Маяковский, знавший Кавказ, любивший быстрый Рион, Маяковский, читавший Маркса, веривший в революцию, приговорен был к созданию бёмов.
Знакомые все были потеряны.
Он не гимназист, у него нет товарищей по гимназии, он не на фабрике. Люди из революционного кружка арестованы.
Он один в городе.
Он не был бездомным. Дом – квартира, семья – у него есть. Но в стихах и даже в воспоминаниях его друзей того времени он кажется бездомным.
Это бездомность юноши, который отрывается от своего дома и ищет собственную судьбу.
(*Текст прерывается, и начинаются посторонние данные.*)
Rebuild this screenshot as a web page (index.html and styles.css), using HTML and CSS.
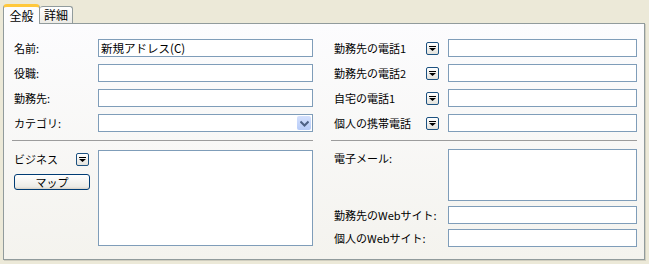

По Москве ходят быстрые, просторные и дорогие трамваи. На Садовых шумят деревья.
Москва вся круглая, запутанная, вся в вывесках – пестрые вывески и вывески черные, с золотыми буквами. Москва вся вымощена черепами булыжников. По круглой Москве блуждал Маяковский в черной бархатной рубашке, темные волосы закинуты назад. Так ходили мастера-печатники. Но у тех рубашки сатиновые. Такую рубашку звали «пузырем», а человека, так одетого, звали «итальянцем».
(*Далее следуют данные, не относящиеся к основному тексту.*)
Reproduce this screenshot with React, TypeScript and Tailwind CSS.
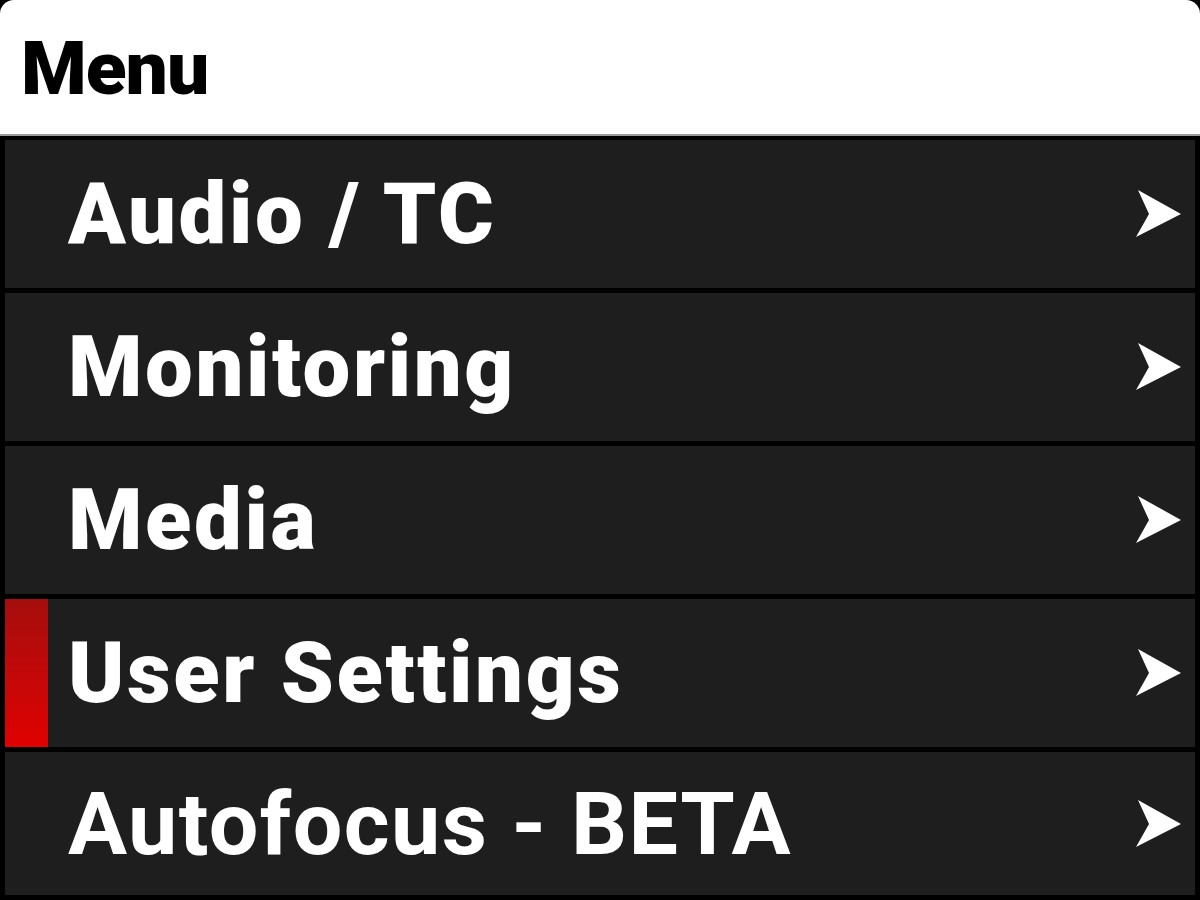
import React from "react";

const Chevron = () => (
  <svg width="48" height="50" viewBox="0 0 48 50" className="shrink-0">
    <polygon points="3,1 46,25 1,48 14,25" fill="#ffffff" />
  </svg>
);

const items = [
  { label: "Audio / TC", active: false },
  { label: "Monitoring", active: false },
  { label: "Media", active: false },
  { label: "User Settings", active: true },
];

export default function App() {
  return (
    <div
      className="w-[1200px] h-[900px] bg-black flex flex-col overflow-hidden"
      style={{ fontFamily: "Roboto, 'Liberation Sans', sans-serif" }}
    >
      <div className="h-[134px] bg-white rounded-t-[14px] flex items-center pl-[21px] shrink-0">
        <span className="text-[75px] font-black text-black leading-none tracking-[-1px] mt-[2px]">Menu</span>
      </div>
      <div className="h-[2px] bg-[#9a9a9a] shrink-0" />
      <div className="flex flex-col gap-[5px] pl-[5px] pr-[5px] pt-[4px] pb-[5px] flex-1">
        {items.map((it) => (
          <div key={it.label} className="h-[148px] bg-[#1e1e1e] flex items-center shrink-0">
            <div className={`w-[43px] self-stretch ${it.active ? "bg-gradient-to-b from-[#a50d0d] to-[#e00000]" : ""}`} />
            <span className="ml-[20px] text-[85px] font-black text-white leading-none flex-1 tracking-[2.6px]">{it.label}</span>
            <div className="mr-[12px]">
              <Chevron />
            </div>
          </div>
        ))}
        <div className="flex-1 bg-[#1e1e1e] flex items-center relative">
          <span className="ml-[63px] text-[88px] font-bold text-white leading-none flex-1 tracking-[1.4px]">Autofocus - BETA</span>
          <div className="mr-[12px]">
            <Chevron />
          </div>
        </div>
      </div>
    </div>
  );
}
Он шел бульварами. Провода бежали над Москвой, перечеркивая тонкие шеи колоколен. Узкая Соболевка, населенная проститутками, втекала в кольцо Садовых. Трамваи над ним скрещивали вспышки. Ночи в Москве длинны.
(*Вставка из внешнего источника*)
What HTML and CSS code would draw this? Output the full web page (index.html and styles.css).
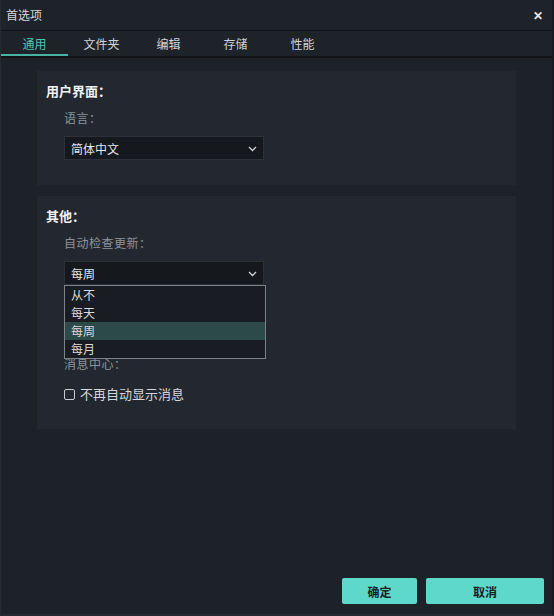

Красная площадь от утреннего света как будто усеяна костями. Ребрами и черепами кажется булыжник.
И, может быть, утренняя мостовая похожа на озеро, покрытое рябью, и к берегу пристал неуклюжий корабль Торговых рядов.
Лужи стоят на мостовой. В лужах отразилось разорванное пятиглавие храма Василия Блаженного. Голуби ходят между сверкающими обрывками неба, стен и церквей.
Женщина с лукошком бродит по площади. В лукошке смесь разных круп.
Толпою, толкая друг друга, за нею топчут камень и обрывки неба голуби.
Эта женщина кормит их на деньги прохожих.
Раннее утро. Солнце встает, дует теплом.
Крутая Тверская. Низкая стена Страстного монастыря.
Сняв шляпу, высокий среди низких домов, стоит вымытый дождем, сверкающий Пушкин в бронзовом плаще.
Перед ним большой, недавно выросший мальчик в черной рубашке.
Стоит на Страстной площади Маяковский, еще не рожденный, еще не нашедший слова.
На памятнике Пушкину, у постамента, перевранная надпись.
А в общем – весна.
3
«Меня Москва душила в объятьях…» – Поэма «Люблю» («Взрослое»).